◆ Instructions to follow
Work out how many lines of the data hold the string "styles", and reply with that number alone.

◆ Supplied material

⁂

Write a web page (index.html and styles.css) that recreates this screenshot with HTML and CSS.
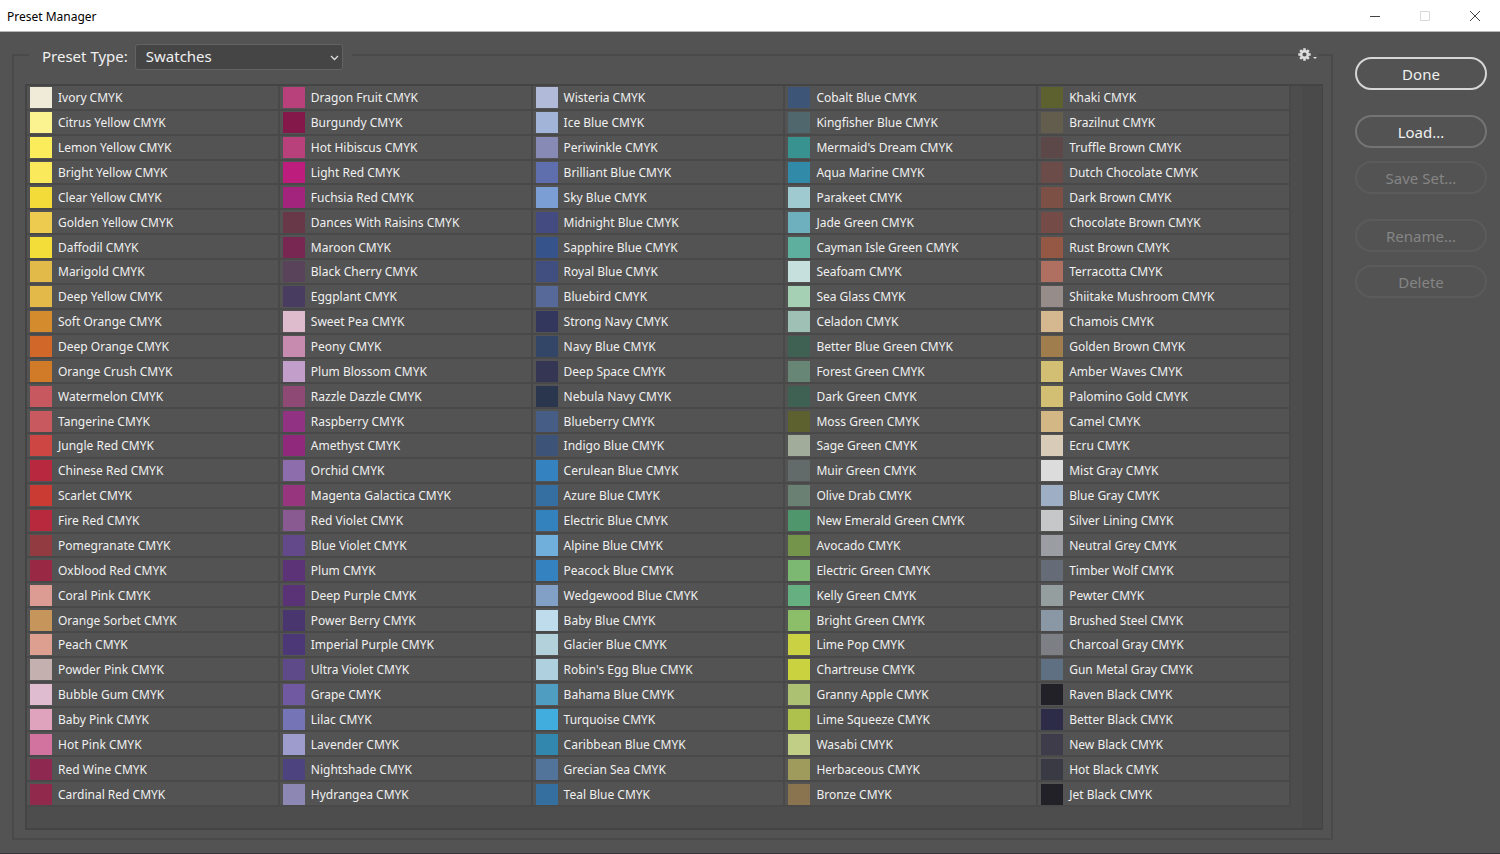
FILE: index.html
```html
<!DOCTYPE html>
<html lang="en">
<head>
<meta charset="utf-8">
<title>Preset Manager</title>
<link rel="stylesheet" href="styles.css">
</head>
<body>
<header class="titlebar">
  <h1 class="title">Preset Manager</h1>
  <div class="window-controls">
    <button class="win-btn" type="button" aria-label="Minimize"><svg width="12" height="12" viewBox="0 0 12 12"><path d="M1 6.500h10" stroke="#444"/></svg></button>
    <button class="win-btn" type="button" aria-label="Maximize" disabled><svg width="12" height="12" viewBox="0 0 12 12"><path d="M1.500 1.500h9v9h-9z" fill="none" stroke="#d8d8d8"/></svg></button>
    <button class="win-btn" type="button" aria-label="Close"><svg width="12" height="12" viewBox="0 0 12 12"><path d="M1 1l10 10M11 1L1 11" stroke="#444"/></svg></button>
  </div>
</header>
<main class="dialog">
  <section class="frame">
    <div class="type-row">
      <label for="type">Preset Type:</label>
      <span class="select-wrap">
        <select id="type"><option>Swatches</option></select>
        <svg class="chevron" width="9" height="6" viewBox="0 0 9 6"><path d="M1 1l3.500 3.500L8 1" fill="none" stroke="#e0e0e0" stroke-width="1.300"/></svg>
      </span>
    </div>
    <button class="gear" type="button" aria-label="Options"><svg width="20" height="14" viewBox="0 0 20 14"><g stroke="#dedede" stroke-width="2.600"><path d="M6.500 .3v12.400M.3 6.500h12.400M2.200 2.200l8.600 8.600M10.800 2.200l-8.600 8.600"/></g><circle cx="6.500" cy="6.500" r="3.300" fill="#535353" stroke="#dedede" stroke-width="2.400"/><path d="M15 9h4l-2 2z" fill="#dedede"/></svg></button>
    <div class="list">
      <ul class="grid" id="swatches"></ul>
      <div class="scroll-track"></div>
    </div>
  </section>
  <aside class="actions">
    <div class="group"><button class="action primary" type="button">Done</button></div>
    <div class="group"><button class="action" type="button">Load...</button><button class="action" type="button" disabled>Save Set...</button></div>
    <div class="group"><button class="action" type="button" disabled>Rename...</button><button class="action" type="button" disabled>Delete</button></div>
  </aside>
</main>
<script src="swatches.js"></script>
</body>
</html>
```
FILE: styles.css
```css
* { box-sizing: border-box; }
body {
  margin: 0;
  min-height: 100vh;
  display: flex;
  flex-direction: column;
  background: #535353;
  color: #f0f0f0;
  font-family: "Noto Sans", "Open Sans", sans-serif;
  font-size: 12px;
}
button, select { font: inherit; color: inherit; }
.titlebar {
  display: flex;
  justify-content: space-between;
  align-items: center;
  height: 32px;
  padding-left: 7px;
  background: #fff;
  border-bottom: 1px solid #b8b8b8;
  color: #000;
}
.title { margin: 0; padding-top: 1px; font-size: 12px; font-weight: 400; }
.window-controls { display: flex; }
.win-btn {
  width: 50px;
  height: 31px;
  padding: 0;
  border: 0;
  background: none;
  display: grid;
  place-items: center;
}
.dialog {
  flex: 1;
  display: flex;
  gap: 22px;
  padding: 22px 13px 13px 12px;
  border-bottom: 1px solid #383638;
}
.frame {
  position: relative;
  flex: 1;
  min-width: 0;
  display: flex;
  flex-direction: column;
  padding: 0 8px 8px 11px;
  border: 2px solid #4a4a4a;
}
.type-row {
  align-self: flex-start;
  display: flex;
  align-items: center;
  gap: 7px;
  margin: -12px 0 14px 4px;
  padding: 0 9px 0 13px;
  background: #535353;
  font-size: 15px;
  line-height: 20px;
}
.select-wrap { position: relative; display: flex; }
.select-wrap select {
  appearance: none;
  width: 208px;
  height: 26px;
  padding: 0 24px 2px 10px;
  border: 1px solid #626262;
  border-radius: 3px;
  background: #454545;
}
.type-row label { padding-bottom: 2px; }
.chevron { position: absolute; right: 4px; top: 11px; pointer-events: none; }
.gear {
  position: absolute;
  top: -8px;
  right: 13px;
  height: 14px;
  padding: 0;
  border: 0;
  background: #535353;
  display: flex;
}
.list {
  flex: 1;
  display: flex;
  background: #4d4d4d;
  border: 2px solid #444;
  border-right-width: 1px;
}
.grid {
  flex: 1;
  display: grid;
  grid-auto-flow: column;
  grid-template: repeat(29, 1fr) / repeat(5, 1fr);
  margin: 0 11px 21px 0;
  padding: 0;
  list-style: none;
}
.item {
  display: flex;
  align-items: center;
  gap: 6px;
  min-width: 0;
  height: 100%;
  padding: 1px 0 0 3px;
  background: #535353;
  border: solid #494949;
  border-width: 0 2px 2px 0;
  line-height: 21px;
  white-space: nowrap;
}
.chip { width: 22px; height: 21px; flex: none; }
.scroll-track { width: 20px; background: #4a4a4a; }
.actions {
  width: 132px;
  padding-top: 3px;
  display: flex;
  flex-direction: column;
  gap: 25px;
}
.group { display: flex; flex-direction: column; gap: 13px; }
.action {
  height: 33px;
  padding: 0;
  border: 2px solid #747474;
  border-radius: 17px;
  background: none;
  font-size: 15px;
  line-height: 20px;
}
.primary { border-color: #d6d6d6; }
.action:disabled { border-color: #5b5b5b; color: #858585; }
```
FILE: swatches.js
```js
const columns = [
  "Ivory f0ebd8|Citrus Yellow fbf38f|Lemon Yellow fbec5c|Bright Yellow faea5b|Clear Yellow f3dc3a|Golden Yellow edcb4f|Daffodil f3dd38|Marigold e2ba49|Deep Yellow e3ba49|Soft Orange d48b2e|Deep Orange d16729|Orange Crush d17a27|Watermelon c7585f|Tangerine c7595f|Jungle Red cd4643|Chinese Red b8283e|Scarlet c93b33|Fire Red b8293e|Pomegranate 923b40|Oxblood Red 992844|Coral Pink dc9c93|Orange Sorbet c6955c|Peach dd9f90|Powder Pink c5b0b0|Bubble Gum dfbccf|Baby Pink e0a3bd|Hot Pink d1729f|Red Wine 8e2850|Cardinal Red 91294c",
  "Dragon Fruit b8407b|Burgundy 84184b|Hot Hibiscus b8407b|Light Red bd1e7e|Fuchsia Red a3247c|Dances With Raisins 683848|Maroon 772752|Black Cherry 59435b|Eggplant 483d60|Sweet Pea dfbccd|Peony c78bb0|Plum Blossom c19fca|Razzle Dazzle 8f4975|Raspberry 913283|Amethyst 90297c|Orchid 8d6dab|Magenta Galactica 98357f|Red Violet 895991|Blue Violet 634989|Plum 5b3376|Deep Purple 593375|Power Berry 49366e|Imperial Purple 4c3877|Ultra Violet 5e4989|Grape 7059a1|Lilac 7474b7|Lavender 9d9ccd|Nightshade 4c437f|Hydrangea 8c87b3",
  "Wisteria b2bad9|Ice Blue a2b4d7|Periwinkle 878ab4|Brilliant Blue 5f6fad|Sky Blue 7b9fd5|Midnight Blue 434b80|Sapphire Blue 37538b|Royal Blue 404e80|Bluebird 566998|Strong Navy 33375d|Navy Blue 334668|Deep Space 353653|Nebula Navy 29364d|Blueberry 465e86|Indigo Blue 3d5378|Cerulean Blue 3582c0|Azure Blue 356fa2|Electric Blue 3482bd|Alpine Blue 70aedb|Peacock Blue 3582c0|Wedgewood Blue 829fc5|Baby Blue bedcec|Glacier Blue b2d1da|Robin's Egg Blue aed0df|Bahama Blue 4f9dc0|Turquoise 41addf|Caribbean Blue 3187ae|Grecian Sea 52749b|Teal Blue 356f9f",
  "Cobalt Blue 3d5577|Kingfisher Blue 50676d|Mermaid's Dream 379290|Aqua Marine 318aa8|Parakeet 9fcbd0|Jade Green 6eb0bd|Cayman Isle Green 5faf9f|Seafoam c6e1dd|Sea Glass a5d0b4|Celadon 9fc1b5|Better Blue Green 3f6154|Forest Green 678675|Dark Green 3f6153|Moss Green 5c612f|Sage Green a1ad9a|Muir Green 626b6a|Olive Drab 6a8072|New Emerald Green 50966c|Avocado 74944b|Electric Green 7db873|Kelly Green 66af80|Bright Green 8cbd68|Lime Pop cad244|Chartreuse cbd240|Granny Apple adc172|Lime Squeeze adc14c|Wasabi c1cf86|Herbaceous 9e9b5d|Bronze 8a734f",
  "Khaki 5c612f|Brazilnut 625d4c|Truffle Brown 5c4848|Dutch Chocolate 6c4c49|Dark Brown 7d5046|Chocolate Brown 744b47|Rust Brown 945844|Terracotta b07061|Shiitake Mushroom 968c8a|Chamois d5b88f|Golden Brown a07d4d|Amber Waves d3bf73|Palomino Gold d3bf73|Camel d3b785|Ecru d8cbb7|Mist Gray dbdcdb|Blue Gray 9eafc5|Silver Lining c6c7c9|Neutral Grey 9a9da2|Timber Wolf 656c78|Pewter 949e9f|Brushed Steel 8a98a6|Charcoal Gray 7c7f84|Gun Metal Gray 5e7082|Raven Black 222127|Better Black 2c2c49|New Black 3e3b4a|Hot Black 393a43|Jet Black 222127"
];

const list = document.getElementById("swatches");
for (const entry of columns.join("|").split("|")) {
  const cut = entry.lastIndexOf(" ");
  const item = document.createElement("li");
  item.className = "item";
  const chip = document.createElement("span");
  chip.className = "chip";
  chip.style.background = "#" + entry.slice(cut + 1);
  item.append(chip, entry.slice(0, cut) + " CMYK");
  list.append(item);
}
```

⁂

◆ Result of the exercise
3